Depuis des ouvrages assez généraux et connus, comme La pédagogie une encyclopédie pour aujourd’hui, coordonné par Jean Houssaye, jusqu’à des études pointues comme De l’Éducation nouvelle à l’éducation spécialisée – un exemple suisse : le Home « Chez Nous » de Joseph Coquoz, les livres ainsi pré ou postfacés abordent un large éventail de grandes questions pédagogiques, comme l’évaluation ou l’éducation des « classes spéciales », évoquent les pédagogies non-directives, le travail autonome, l’innovation, et plusieurs figures de l’histoire de l’éducation, et plus particulièrement de l’Éducation nouvelle, de Stuber à Neill (« Alexandre Neill me préoccupe »), etc.

Le pari pouvait sembler hardi. La lecture est passionnante ! Car vous n’attendez pas de Daniel Hameline qu’il « colle » au sujet du livre qu’il préface, n’est-ce pas ? Il nous explique, dans l’avant-propos, le sens qu’il donne au titre choisi : « Ma pratique de l’orgue depuis plus de soixante-dix ans, me permet de savoir ce que doit laisser entendre le terme de « préludes ». Quand on prélude, c’est que non seulement les jeux ne sont pas faits, mais que l’interprète – qu’il improviser ou qu’il exécute une partition – ne sait jamais très bien s’il annonce correctement ce dont il est censé fournir une préparation adéquate. Et c’est bien ainsi qu’on lit chacune des préfaces présentées ici : plus encore que des préparations à la lecture des ouvrages, ces textes sont de brillantes variations sur des questions fondamentales liées à l’éducation, à l’histoire de l’éducation, et à la pédagogie.

Ainsi, le livre de Joseph Coquoz, déjà cité, lui inspire, à partir de la toponymie, un développement sur les lieux-cultes de l’Éducation nouvelle. Il décortique l’usage des termes « home « et « chez-nous », en passant par exemple par l’École des Roches où « on transposera l’organisation des écoles nouvelles britanniques. Foin de l’internat-caserne ou de l’internat-couvent, les élèves habiteront des “maisons ”, pour ne pas dire des homes et le dire tout en même temps. » A propos de l’ouvrage de Loïc Chalmel sur Stuber, il questionne la « fabrication des grandes figures », faisant un détour par les figures des rois de l’histoire de France pour revenir aux « seconds rôles », de Stuber à Oberlin, qui font « tourner » la pédagogie…

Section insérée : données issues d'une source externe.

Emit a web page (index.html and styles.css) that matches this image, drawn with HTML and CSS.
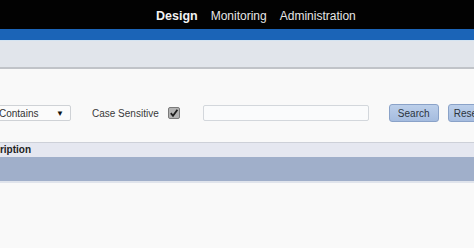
FILE: index.html
```html
<!DOCTYPE html>
<html lang="en">
<head>
    <meta charset="UTF-8">
    <title>Design</title>
    <link rel="stylesheet" href="styles.css">
</head>
<body>
    <div class="topnav">
        <a class="nav-link active">Design</a>
        <a class="nav-link">Monitoring</a>
        <a class="nav-link">Administration</a>
    </div>
    <div class="blueband"></div>
    <div class="subbar"></div>

    <div class="content">
        <div class="filter-row">
            <div class="select-box">
                <span>Contains</span>
                <span class="arrow">&#9660;</span>
            </div>
            <label class="case-label">Case Sensitive</label>
            <span class="checkbox">
                <svg width="12" height="12" viewBox="0 0 12 12">
                    <rect x="0.5" y="0.5" width="11" height="11" rx="1.5" fill="#b3b3b3" stroke="#7a7a7a"/>
                    <path d="M2.8 6.2 L5 8.8 L9.4 2.8" fill="none" stroke="#1e1e1e" stroke-width="1.8"/>
                </svg>
            </span>
            <input type="text" class="search-input">
            <button class="btn">Search</button>
            <button class="btn btn-reset">Reset</button>
        </div>

        <div class="grid">
            <div class="grid-header">Description</div>
            <div class="grid-row"></div>
        </div>
    </div>
</body>
</html>
```

FILE: styles.css
```css
body {
    margin: 0;
    padding: 0;
    background-color: #f9f9f9;
    font-family: 'Liberation Sans', Arial, sans-serif;
    overflow: hidden;
}

.topnav {
    background-color: #020202;
    height: 29px;
    display: flex;
    align-items: center;
    gap: 13px;
    padding-left: 156px;
    padding-top: 3px;
    box-sizing: border-box;
}

.nav-link {
    color: #e6e6e6;
    font-size: 12px;
}

.nav-link.active {
    color: #f2f2f2;
    font-weight: bold;
    font-size: 12.5px;
}

.blueband {
    height: 11px;
    background-color: #1b64b7;
    border-bottom: 1px solid #d3e3f1;
}

.subbar {
    height: 26px;
    background-color: #e1e5eb;
    border-bottom: 2px solid #c0c3c8;
}

.content {
    margin-left: -28px;
    width: 560px;
}

.filter-row {
    display: flex;
    align-items: center;
    margin-top: 35px;
    height: 18px;
    font-size: 10px;
    color: #333;
}

.filter-row > * {
    flex-shrink: 0;
    white-space: nowrap;
}

.select-box {
    width: 77px;
    height: 16px;
    box-sizing: border-box;
    border: 1px solid #cfd2d6;
    border-radius: 2px;
    background-color: #fbfbfb;
    display: flex;
    align-items: center;
    justify-content: space-between;
    padding: 0 6px 0 4px;
    margin-left: 22px;
}

.arrow {
    font-size: 8px;
    color: #111;
}

.case-label {
    margin-left: 21px;
    color: #3a3a3a;
}

.checkbox {
    display: flex;
    margin-left: 9px;
}

.search-input {
    width: 166px;
    height: 16px;
    box-sizing: border-box;
    border: 1px solid #d3d7dc;
    border-radius: 2px;
    background-color: #fafbfc;
    margin: 0 0 0 23px;
    padding: 0;
}

.btn {
    width: 50px;
    height: 18px;
    box-sizing: border-box;
    border: 1px solid #8aa2c8;
    border-radius: 3px;
    background: linear-gradient(#bccfea, #a5bcdf);
    font-family: 'Liberation Sans', Arial, sans-serif;
    font-size: 10px;
    color: #2b3440;
    padding: 0;
    margin-left: 20px;
}

.btn-reset {
    width: auto;
    padding: 0 5px;
    margin-left: 9px;
}

.grid {
    margin-top: 20px;
}

.grid-header {
    height: 15px;
    box-sizing: border-box;
    border-top: 1px solid #cdd0d8;
    background-color: #e5e7f0;
    font-size: 10px;
    font-weight: bold;
    color: #222;
    padding: 1px 0 0 4px;
}

.grid-row {
    height: 24px;
    background-color: #a0afca;
    border-bottom: 2px solid #e0e4ec;
}
```
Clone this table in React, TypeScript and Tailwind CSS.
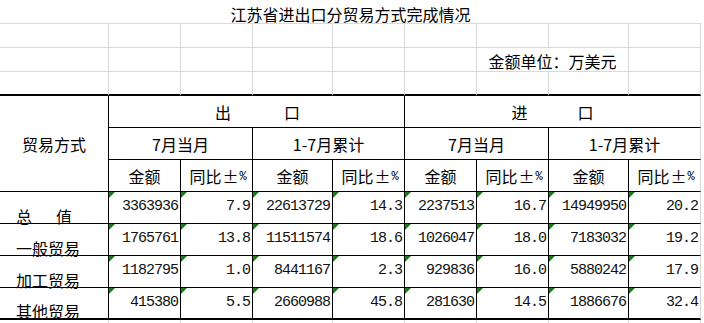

Dans le texte « Snyders, Sartre et le petit Dupont », au ton plus personnel, Hameline s’interroge sur la « philosophie du modèle » que développe Snyders, et s’irrite que Snyders propose à ses lecteurs un corpus de textes centrés sur « quelques jeunes adultes privilégiés » ; il suggère au contraire, l’intérêt qu’il y aurait à s’intéresser aux « petits Dupont ».

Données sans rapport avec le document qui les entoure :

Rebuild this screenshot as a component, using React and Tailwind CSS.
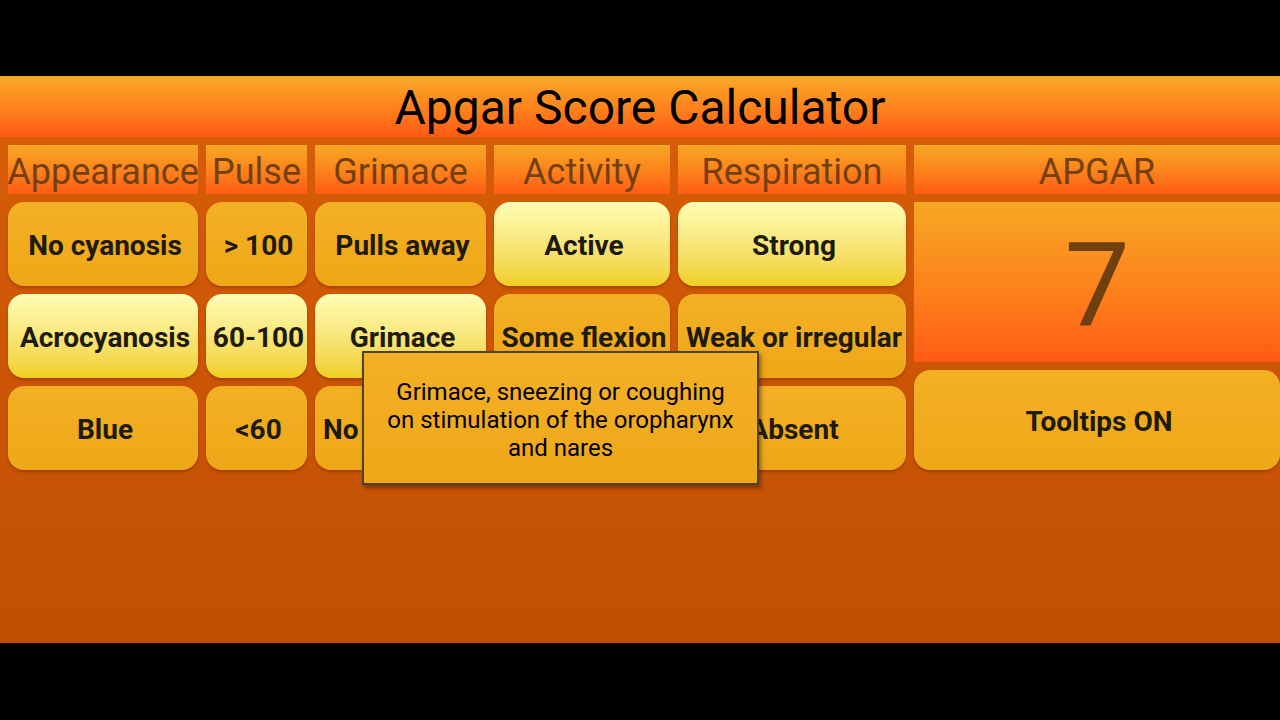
import React from "react";

const cols = [
  { h: "Appearance", opts: ["No cyanosis", "Acrocyanosis", "Blue"], sel: 1 },
  { h: "Pulse", opts: ["> 100", "60-100", "<60"], sel: 1 },
  { h: "Grimace", opts: ["Pulls away", "Grimace", "No response"], sel: 1 },
  { h: "Activity", opts: ["Active", "Some flexion", "Limp"], sel: 0 },
  { h: "Respiration", opts: ["Strong", "Weak or irregular", "Absent"], sel: 0 },
];

const font = { fontFamily: "Roboto, 'Noto Sans', sans-serif" };

function Btn({ label, selected }) {
  return (
    <div
      className={
        "h-[84px] rounded-[16px] flex items-center justify-center whitespace-nowrap overflow-hidden text-[28px] font-bold text-[#1e1a0c] pt-[3px] pl-[4px] shadow-[0_2px_3px_rgba(120,40,0,0.45)] " +
        (selected
          ? "bg-gradient-to-b from-[#fffdb4] to-[#f1cf1c]"
          : "bg-gradient-to-b from-[#f4b024] to-[#eea717]")
      }
    >
      {label}
    </div>
  );
}

export default function App() {
  return (
    <div className="w-[1280px] h-[720px] bg-black flex flex-col" style={font}>
      <div className="h-[76px] shrink-0" />
      <div className="h-[61px] shrink-0 bg-gradient-to-b from-[#f8a926] to-[#ff5814] flex items-center justify-center">
        <span className="text-[48px] leading-none text-black pt-[2px]">Apgar Score Calculator</span>
      </div>
      <div className="relative h-[506px] shrink-0 bg-gradient-to-b from-[#d65c08] to-[#c14f03] pl-2 pt-2">
        <div className="grid grid-cols-[190px_101px_171px_176px_228px_1fr] grid-rows-[49px_84px_84px_84px] gap-2">
          {cols.map((c) => (
            <div
              key={c.h}
              className="bg-gradient-to-b from-[#f6a824] to-[#ff5a14] flex items-center justify-center text-[36px] leading-none text-[#75400e] whitespace-nowrap overflow-hidden pt-[5px]"
            >
              {c.h}
            </div>
          ))}
          <div className="bg-gradient-to-b from-[#f6a824] to-[#ff5a14] flex items-center justify-center text-[36px] leading-none text-[#75400e] pt-[5px]">
            APGAR
          </div>
          {[0, 1, 2].map((r) =>
            cols.map((c, ci) => (
              <div key={c.h + r} style={{ gridColumn: ci + 1, gridRow: r + 2 }}>
                <Btn label={c.opts[r]} selected={c.sel === r} />
              </div>
            ))
          )}
          <div className="col-start-6 row-start-2 row-span-3 flex flex-col gap-2">
            <div className="h-[160px] bg-gradient-to-b from-[#f6a824] to-[#ff5a14] flex items-center justify-center text-[116px] leading-none text-[#6f3f0d] pt-[8px]">
              7
            </div>
            <div className="h-[100px] rounded-[16px] bg-gradient-to-b from-[#f4b024] to-[#eea717] flex items-center justify-center text-[28px] font-bold text-[#1e1a0c] pt-[3px] pl-[4px] shadow-[0_2px_3px_rgba(120,40,0,0.45)]">
              Tooltips ON
            </div>
          </div>
        </div>
        <div className="absolute left-[362px] top-[214px] w-[397px] h-[134px] bg-gradient-to-b from-[#f4b026] to-[#eea717] border-2 border-[#4c4332] shadow-[2px_3px_4px_rgba(60,20,0,0.5)] flex items-center justify-center text-center text-[24px] leading-[28px] text-black pt-[3px]">
          <div>
            Grimace, sneezing or coughing
            <br />
            on stimulation of the oropharynx
            <br />
            and nares
          </div>
        </div>
      </div>
    </div>
  );
}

Il est difficile de rendre compte de la variété des questions abordées au détour des pages. Hameline développe, déroule, déploie, enchaine, avec toute la puissance de sa culture, fouille le sens des mots, joue, car « il faut jouer sur le langage sinon c’est le langage qui se joue de nous » (p 9), glisse quelques souvenirs personnels… C’est cette écriture, savante mais non pédante, dense mais si légère à lire, qui nous tire toujours un peu plus loin, nous surprend parfois, nous embarque pour des voyages passionnants.